How is it then that certain external things are said to be natural, and other contrary to Nature?
Why, just as it might be said if we stood alone and apart from others. A foot, for instance, I will allow it is natural should be clean. But if you take it as a foot, and as a thing which does not stand by itself, it will beseem it (if need be) to walk in the mud, to tread on thorns, and sometimes even to be cut off, for the benefit of the whole body; else it is no longer a foot. In some such way we should conceive of ourselves also. What art thou?—A man.—Looked at as standing by thyself and separate, it is natural for thee in health and wealth long to live. But looked at as a Man, and only as a part of a Whole, it is for that Whole’s sake that thou shouldest at one time fall sick, at another brave the perils of the sea, again, know the meaning of want and perhaps die an early death. Why then repine? Knowest thou not that as the foot is no more a foot if detached from the body, so thou in like case art no longer a Man? For what is a Man? A part of a City:—first of the City of Gods and Men; next, of that which ranks nearest it, a miniature of the universal City. . . . In such a body, in such a world enveloping us, among lives like these, such things must happen to one or another.

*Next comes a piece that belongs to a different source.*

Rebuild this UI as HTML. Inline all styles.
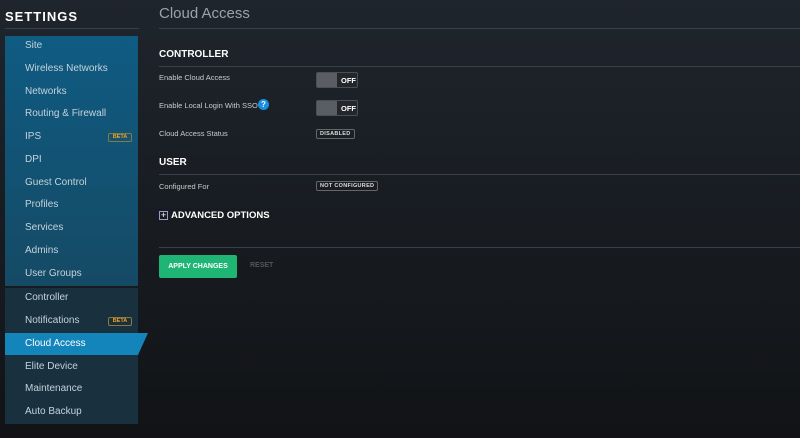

Thy part, then, being here, is to speak of these things as is meet, and to order them as befits the matter.
LVII
That was a good reply which Diogenes made to a man who asked him for letters of recommendation.—“That you are a man, he will know when he sees you;—whether a good or bad one, he will know if he has any skill in discerning the good or bad. But if he has none, he will never know, though I write him a thousand times.”—It is as though a piece of silver money desired to be recommended to some one to be tested. If the man be a good judge of silver, he will know: the coin will tell its own tale.
LVIII
Even as the traveller asks his way of him that he meets, inclined in no wise to bear to the right rather than to the left (for he desires only the way leading whither he would go), so should we come unto God as to a guide; even as we use our eyes without admonishing them to show us some things rather than others, but content to receive the images of such things as they present to us. But as it is we stand anxiously watching the victim, and with the voice of supplication call upon the augur:—“Master, have mercy on me: vouchsafe unto me a way of escape!” Slave, would you then have aught else then what is best? is there anything better than what is God’s good pleasure? Why, as far as in you lies, would you corrupt your Judge, and lead your Counsellor astray?
LIX
God is beneficent. But the Good also is beneficent. It should seem then that where the real nature of God is, there too is to be found the real nature of the Good. What then is the real nature of God?—Intelligence, Knowledge, Right Reason. Here then without more ado seek the real nature of the Good. For surely thou dost not seek it in a plant or in an animal that reasoneth not.
LX
Seek then the real nature of the Good in that without whose presence thou wilt not admit the Good to exist in aught else.—What then? Are not these other things also works of God?—They are; but not preferred to honour, nor are they portions of God. But thou art a thing preferred to honour: thou art thyself a fragment torn from God:—thou hast a portion of Him within thyself. How is it then that thou dost not know thy high descent—dost not know whence thou comest? When thou eatest, wilt thou not remember who thou art that eatest and whom thou feedest? In intercourse, in exercise, in discussion knowest thou not that it is a God whom thou feedest, a God whom thou exercisest, a God whom thou bearest about with thee, O miserable! and thou perceivest it not. Thinkest thou that I speak of a God of silver or gold, that is without thee? Nay, thou bearest Him within thee! all unconscious of polluting Him with thoughts impure and unclean deeds. Were an image of God present, thou wouldest not dare to act as thou dost, yet, when God Himself is present within thee, beholding and hearing all, thou dost not blush to think such thoughts and do such deeds, O thou that art insensible of thine own nature and liest under the wrath of God!